- DESCRIPTION OF THE TASK: Extract the full listing verbatim and drop any pictures from your copy.

- SUPPLIED INFORMATION:
════════════════════

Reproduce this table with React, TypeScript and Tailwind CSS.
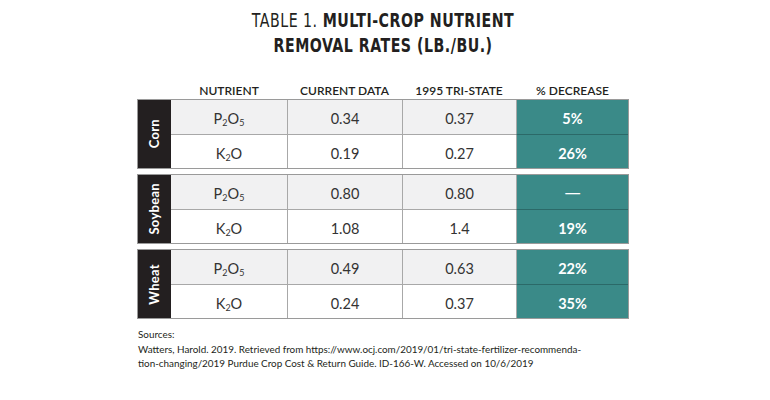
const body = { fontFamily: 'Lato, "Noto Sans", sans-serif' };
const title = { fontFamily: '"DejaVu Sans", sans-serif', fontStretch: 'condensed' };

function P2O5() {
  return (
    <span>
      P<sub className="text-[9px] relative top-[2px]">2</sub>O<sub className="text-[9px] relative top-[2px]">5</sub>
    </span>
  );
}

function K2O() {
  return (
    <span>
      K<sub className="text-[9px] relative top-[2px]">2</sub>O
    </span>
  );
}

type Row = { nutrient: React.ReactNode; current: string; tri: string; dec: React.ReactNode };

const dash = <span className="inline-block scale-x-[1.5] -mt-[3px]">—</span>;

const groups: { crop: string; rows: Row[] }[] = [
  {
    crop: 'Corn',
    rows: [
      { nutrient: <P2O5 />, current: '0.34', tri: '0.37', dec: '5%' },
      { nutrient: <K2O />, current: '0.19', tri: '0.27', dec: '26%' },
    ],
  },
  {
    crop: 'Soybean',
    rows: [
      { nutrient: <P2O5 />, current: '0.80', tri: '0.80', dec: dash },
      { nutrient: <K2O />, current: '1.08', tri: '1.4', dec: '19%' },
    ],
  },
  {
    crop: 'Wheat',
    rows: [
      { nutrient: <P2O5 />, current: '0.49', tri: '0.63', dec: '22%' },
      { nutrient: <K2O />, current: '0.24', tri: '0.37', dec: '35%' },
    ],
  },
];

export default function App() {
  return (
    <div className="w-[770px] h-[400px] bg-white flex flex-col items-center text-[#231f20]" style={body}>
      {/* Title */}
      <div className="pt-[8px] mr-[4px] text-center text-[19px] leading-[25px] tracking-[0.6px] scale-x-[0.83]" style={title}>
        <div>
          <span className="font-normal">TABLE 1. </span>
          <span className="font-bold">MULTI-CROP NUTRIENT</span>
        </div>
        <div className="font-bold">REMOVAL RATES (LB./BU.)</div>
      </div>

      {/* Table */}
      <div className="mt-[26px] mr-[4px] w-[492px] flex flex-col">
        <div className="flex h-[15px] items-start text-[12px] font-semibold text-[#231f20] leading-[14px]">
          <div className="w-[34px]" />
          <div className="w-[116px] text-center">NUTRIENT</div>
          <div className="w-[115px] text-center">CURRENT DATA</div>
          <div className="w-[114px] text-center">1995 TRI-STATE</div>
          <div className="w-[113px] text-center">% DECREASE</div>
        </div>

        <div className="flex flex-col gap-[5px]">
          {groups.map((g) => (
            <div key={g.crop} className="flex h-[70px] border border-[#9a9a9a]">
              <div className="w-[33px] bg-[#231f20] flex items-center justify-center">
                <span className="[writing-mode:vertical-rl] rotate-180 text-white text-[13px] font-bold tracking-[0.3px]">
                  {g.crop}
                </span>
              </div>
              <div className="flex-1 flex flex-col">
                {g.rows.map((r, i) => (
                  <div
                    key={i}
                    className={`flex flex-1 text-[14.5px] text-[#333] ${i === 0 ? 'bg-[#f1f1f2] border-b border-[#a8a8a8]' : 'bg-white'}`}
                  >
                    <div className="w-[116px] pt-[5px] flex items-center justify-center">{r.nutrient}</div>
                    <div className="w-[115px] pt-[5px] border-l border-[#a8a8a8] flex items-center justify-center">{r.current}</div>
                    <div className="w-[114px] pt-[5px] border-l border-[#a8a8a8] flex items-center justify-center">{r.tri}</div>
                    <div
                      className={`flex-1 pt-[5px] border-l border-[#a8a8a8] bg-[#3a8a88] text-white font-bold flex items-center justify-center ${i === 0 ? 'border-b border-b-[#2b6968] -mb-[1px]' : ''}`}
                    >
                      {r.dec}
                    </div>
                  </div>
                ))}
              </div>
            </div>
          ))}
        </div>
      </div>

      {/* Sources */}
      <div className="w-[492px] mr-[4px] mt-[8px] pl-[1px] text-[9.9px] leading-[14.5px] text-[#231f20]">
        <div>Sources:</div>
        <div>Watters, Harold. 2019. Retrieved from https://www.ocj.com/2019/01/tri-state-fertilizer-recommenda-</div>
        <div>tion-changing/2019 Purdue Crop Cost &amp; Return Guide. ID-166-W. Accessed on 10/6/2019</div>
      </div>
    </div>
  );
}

════════════════════

- SOLUTION:
Reproduce this table with React, TypeScript and Tailwind CSS.
const body = { fontFamily: 'Lato, "Noto Sans", sans-serif' };
const title = { fontFamily: '"DejaVu Sans", sans-serif', fontStretch: 'condensed' };

function P2O5() {
  return (
    <span>
      P<sub className="text-[9px] relative top-[2px]">2</sub>O<sub className="text-[9px] relative top-[2px]">5</sub>
    </span>
  );
}

function K2O() {
  return (
    <span>
      K<sub className="text-[9px] relative top-[2px]">2</sub>O
    </span>
  );
}

type Row = { nutrient: React.ReactNode; current: string; tri: string; dec: React.ReactNode };

const dash = <span className="inline-block scale-x-[1.5] -mt-[3px]">—</span>;

const groups: { crop: string; rows: Row[] }[] = [
  {
    crop: 'Corn',
    rows: [
      { nutrient: <P2O5 />, current: '0.34', tri: '0.37', dec: '5%' },
      { nutrient: <K2O />, current: '0.19', tri: '0.27', dec: '26%' },
    ],
  },
  {
    crop: 'Soybean',
    rows: [
      { nutrient: <P2O5 />, current: '0.80', tri: '0.80', dec: dash },
      { nutrient: <K2O />, current: '1.08', tri: '1.4', dec: '19%' },
    ],
  },
  {
    crop: 'Wheat',
    rows: [
      { nutrient: <P2O5 />, current: '0.49', tri: '0.63', dec: '22%' },
      { nutrient: <K2O />, current: '0.24', tri: '0.37', dec: '35%' },
    ],
  },
];

export default function App() {
  return (
    <div className="w-[770px] h-[400px] bg-white flex flex-col items-center text-[#231f20]" style={body}>
      {/* Title */}
      <div className="pt-[8px] mr-[4px] text-center text-[19px] leading-[25px] tracking-[0.6px] scale-x-[0.83]" style={title}>
        <div>
          <span className="font-normal">TABLE 1. </span>
          <span className="font-bold">MULTI-CROP NUTRIENT</span>
        </div>
        <div className="font-bold">REMOVAL RATES (LB./BU.)</div>
      </div>

      {/* Table */}
      <div className="mt-[26px] mr-[4px] w-[492px] flex flex-col">
        <div className="flex h-[15px] items-start text-[12px] font-semibold text-[#231f20] leading-[14px]">
          <div className="w-[34px]" />
          <div className="w-[116px] text-center">NUTRIENT</div>
          <div className="w-[115px] text-center">CURRENT DATA</div>
          <div className="w-[114px] text-center">1995 TRI-STATE</div>
          <div className="w-[113px] text-center">% DECREASE</div>
        </div>

        <div className="flex flex-col gap-[5px]">
          {groups.map((g) => (
            <div key={g.crop} className="flex h-[70px] border border-[#9a9a9a]">
              <div className="w-[33px] bg-[#231f20] flex items-center justify-center">
                <span className="[writing-mode:vertical-rl] rotate-180 text-white text-[13px] font-bold tracking-[0.3px]">
                  {g.crop}
                </span>
              </div>
              <div className="flex-1 flex flex-col">
                {g.rows.map((r, i) => (
                  <div
                    key={i}
                    className={`flex flex-1 text-[14.5px] text-[#333] ${i === 0 ? 'bg-[#f1f1f2] border-b border-[#a8a8a8]' : 'bg-white'}`}
                  >
                    <div className="w-[116px] pt-[5px] flex items-center justify-center">{r.nutrient}</div>
                    <div className="w-[115px] pt-[5px] border-l border-[#a8a8a8] flex items-center justify-center">{r.current}</div>
                    <div className="w-[114px] pt-[5px] border-l border-[#a8a8a8] flex items-center justify-center">{r.tri}</div>
                    <div
                      className={`flex-1 pt-[5px] border-l border-[#a8a8a8] bg-[#3a8a88] text-white font-bold flex items-center justify-center ${i === 0 ? 'border-b border-b-[#2b6968] -mb-[1px]' : ''}`}
                    >
                      {r.dec}
                    </div>
                  </div>
                ))}
              </div>
            </div>
          ))}
        </div>
      </div>

      {/* Sources */}
      <div className="w-[492px] mr-[4px] mt-[8px] pl-[1px] text-[9.9px] leading-[14.5px] text-[#231f20]">
        <div>Sources:</div>
        <div>Watters, Harold. 2019. Retrieved from https://www.ocj.com/2019/01/tri-state-fertilizer-recommenda-</div>
        <div>tion-changing/2019 Purdue Crop Cost &amp; Return Guide. ID-166-W. Accessed on 10/6/2019</div>
      </div>
    </div>
  );
}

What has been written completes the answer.